= TASK REQUIREMENTS =
Check each line of the data below for the word "code", then extract the ones that have it.

= DATA LINES =
>> Start
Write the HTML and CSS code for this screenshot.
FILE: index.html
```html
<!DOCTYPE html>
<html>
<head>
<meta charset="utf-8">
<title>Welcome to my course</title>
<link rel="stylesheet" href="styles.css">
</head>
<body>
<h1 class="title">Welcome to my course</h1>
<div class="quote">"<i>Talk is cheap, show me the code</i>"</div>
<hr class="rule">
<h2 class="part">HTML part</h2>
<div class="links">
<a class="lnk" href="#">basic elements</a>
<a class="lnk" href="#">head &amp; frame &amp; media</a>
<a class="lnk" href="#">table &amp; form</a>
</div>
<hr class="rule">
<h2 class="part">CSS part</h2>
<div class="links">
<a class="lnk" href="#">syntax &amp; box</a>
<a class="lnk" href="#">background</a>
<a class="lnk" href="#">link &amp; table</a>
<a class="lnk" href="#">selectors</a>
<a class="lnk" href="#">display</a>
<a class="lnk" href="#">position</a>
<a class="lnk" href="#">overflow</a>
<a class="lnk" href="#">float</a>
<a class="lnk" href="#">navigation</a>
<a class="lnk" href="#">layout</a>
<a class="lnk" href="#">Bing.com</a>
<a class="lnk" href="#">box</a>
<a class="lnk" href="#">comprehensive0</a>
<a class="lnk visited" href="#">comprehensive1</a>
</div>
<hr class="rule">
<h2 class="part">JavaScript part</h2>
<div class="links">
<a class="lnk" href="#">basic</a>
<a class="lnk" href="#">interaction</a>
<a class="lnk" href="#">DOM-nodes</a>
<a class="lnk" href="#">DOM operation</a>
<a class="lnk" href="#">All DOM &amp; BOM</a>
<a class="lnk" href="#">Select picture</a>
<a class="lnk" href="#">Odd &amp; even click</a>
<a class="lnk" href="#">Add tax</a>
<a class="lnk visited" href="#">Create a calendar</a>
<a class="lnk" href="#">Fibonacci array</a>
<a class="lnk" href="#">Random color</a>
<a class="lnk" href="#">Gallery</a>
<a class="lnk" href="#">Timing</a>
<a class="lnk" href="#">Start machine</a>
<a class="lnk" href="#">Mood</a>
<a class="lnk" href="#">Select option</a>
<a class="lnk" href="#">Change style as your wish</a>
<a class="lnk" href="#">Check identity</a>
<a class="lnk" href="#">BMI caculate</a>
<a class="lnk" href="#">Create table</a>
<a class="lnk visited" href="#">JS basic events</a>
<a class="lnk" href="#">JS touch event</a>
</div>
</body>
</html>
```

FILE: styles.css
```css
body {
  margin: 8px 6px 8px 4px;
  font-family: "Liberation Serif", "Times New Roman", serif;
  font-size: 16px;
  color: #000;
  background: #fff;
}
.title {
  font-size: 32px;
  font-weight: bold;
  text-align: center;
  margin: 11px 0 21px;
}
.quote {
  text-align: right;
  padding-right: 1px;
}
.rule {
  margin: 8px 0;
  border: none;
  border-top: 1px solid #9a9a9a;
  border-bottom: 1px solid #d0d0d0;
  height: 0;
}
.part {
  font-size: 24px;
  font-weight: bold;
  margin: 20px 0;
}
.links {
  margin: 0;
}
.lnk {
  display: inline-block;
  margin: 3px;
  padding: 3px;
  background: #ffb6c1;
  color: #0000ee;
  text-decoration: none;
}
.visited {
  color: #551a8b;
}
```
>> End
>> Start
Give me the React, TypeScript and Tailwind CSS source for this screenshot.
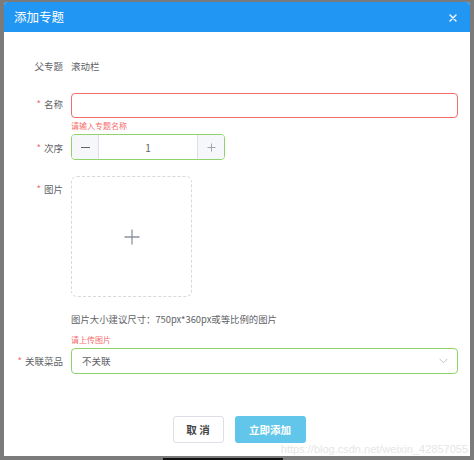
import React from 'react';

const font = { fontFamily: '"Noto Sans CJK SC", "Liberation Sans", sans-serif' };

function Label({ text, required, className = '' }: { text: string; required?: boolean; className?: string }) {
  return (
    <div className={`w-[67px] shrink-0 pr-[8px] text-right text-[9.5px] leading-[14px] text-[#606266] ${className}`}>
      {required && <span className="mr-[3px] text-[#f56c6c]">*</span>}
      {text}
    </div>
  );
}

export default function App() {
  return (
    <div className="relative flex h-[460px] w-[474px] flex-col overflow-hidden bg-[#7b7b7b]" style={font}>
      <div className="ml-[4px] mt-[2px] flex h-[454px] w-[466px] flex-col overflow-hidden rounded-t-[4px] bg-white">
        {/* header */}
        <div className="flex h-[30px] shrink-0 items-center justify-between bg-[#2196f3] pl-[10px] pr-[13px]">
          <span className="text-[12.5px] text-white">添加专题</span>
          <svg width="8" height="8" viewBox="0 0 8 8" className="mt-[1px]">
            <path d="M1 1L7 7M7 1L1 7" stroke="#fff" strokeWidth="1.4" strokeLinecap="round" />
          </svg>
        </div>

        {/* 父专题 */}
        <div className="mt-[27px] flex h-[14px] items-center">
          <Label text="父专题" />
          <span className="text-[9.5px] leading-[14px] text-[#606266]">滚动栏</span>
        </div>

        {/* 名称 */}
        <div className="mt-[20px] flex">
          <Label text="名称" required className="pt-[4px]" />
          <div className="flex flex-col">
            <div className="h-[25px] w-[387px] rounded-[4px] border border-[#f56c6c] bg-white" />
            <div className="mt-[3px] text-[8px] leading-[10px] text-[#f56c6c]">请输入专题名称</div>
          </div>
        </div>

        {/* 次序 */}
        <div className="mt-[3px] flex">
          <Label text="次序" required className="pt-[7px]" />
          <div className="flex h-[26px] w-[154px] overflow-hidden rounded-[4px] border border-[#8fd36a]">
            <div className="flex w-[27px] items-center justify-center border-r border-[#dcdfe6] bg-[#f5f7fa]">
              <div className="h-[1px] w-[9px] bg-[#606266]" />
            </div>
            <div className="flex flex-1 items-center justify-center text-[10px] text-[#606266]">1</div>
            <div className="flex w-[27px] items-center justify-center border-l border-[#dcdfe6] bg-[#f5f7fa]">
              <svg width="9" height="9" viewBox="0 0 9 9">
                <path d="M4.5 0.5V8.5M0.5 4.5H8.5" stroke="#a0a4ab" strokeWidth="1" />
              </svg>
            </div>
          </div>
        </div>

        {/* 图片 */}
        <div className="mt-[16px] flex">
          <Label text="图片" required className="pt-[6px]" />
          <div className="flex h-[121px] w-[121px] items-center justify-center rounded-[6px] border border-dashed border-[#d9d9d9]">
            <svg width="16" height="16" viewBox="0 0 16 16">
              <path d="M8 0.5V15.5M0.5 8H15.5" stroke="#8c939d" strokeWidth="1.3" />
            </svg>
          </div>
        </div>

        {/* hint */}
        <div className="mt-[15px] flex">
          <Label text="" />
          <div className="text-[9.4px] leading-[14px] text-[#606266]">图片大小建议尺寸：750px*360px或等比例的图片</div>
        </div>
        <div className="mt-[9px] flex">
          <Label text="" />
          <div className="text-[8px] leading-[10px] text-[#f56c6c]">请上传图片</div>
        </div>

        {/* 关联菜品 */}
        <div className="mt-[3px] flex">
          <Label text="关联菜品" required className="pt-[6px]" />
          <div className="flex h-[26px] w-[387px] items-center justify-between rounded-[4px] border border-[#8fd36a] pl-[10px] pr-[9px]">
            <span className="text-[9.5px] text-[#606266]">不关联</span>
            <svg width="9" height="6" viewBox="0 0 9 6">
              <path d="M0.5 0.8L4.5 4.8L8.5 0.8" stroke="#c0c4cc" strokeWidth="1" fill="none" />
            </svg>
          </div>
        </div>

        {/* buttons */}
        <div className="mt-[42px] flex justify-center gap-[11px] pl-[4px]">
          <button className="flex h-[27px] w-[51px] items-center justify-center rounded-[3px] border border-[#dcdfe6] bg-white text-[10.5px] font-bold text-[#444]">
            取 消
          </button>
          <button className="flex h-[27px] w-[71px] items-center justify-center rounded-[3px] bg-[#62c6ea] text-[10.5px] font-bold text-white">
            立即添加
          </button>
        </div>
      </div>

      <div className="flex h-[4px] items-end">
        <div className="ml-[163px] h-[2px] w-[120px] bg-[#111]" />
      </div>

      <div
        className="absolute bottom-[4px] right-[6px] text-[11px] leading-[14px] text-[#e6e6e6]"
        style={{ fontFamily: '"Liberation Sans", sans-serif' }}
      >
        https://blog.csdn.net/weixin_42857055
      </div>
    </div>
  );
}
>> End
= EXERCISE ANSWER =
Write the HTML and CSS code for this screenshot.
<div class="quote">"<i>Talk is cheap, show me the code</i>"</div>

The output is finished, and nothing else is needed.